A consulting company working with Fortune 500 companies decided to develop and market software that would enable it to increase revenue, margins, and shareholder value. In the early stages of development, the intention was that the software would be sold as a perpetual license product. Based on this decision, management concluded that the appropriate treatment of the costs incurred to build the licensed software would be accounted for using the standard of Costs of Software to be Sold, Leased, or Marketed. However, in the late stages of development, as the company was finalizing the product for launch and beginning negotiations with customers, it decided to launch the product as a hosted subscription and use a software-as-a-service (SaaS) revenue model. The company successfully launched the new software product.
When the company changed the delivery method of the software by switching to a SaaS model, they didn’t revisit how costs were capitalized. The company accounted for software development costs as if the product was sold via a license, rather than under a SaaS model. Capitalized software was new accounting territory and they weren’t aware that the revenue model underlying the sale of the software determines the accounting standard to be followed for capitalization.

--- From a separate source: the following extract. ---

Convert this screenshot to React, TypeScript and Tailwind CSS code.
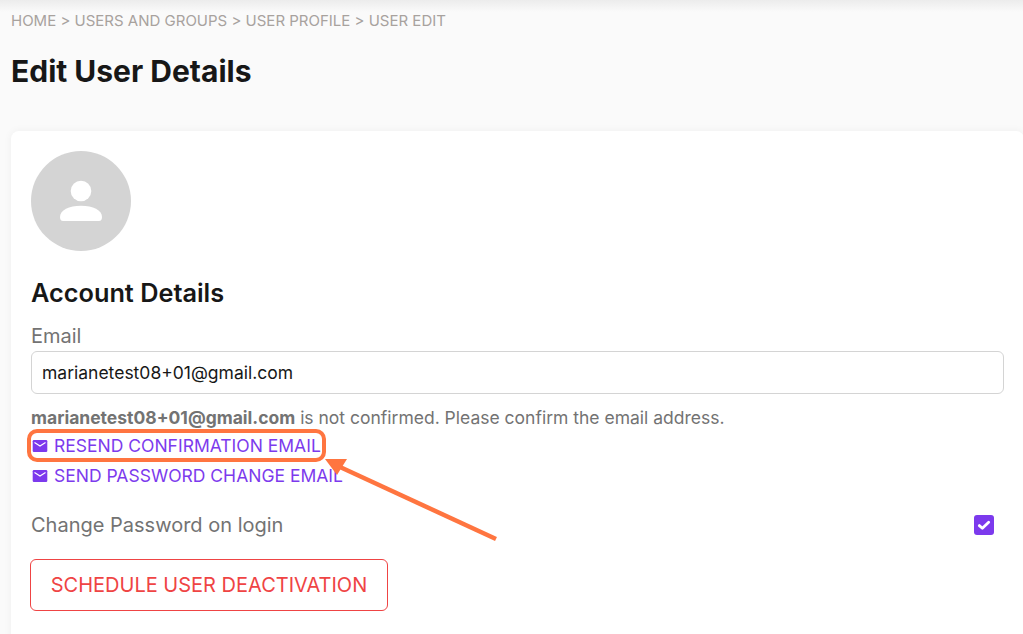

During Wolf & Company’s ongoing communications with the client regarding the status of the software development, the Wolf team was made aware of the change in the revenue model. They noted that the company was not applying the Internal-Use Software accounting standard as required for a SaaS revenue model.

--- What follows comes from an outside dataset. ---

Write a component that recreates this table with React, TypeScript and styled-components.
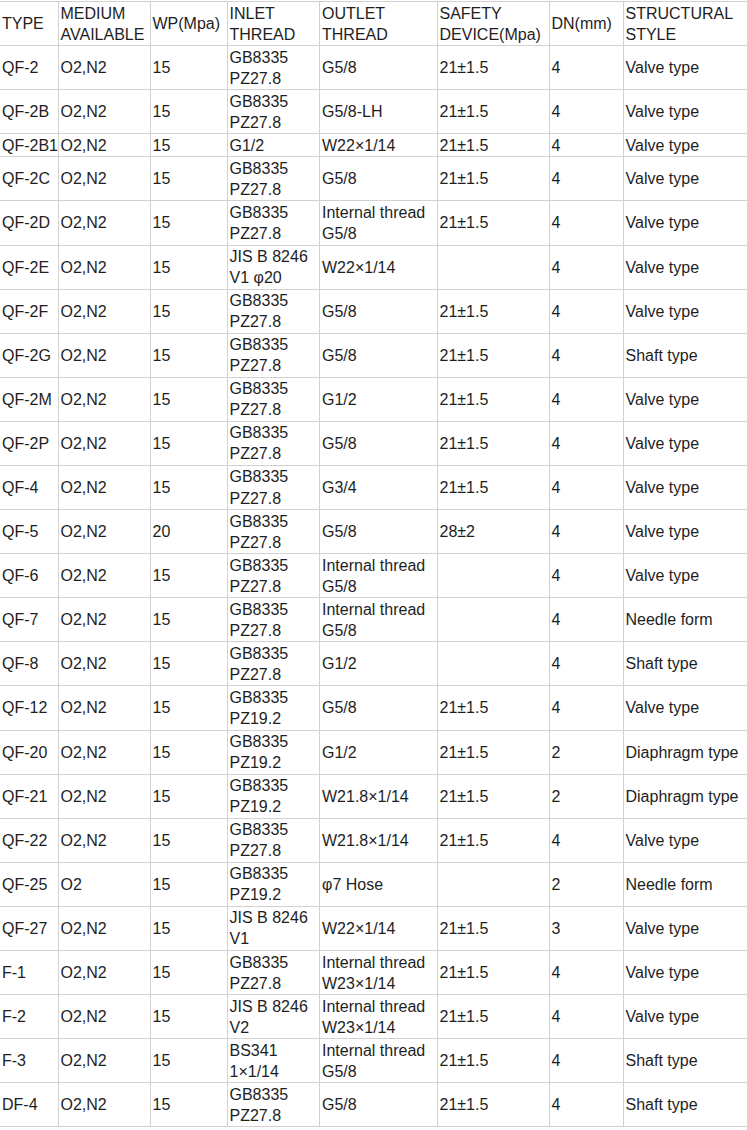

The Wolf team informed the client’s CFO of the relevant accounting standards on software revenue recognition and capitalization, and provided clarifying guidance on the intricacies of the standards. Wolf also provided accounting policy disclosure excerpts from publicly-traded companies as further guidance regarding disclosures and industry practices.
Because of Wolf’s expertise with software accounting issues and its consultative service style, our team was able to help the client’s CFO transition a consulting firm into the software industry. By capitalizing software development costs under the appropriate standard and including proper accounting policy disclosures, the company can now build accurate business forecasts and withstand the rigors of due diligence on such costs as it relates to any future sale of the business.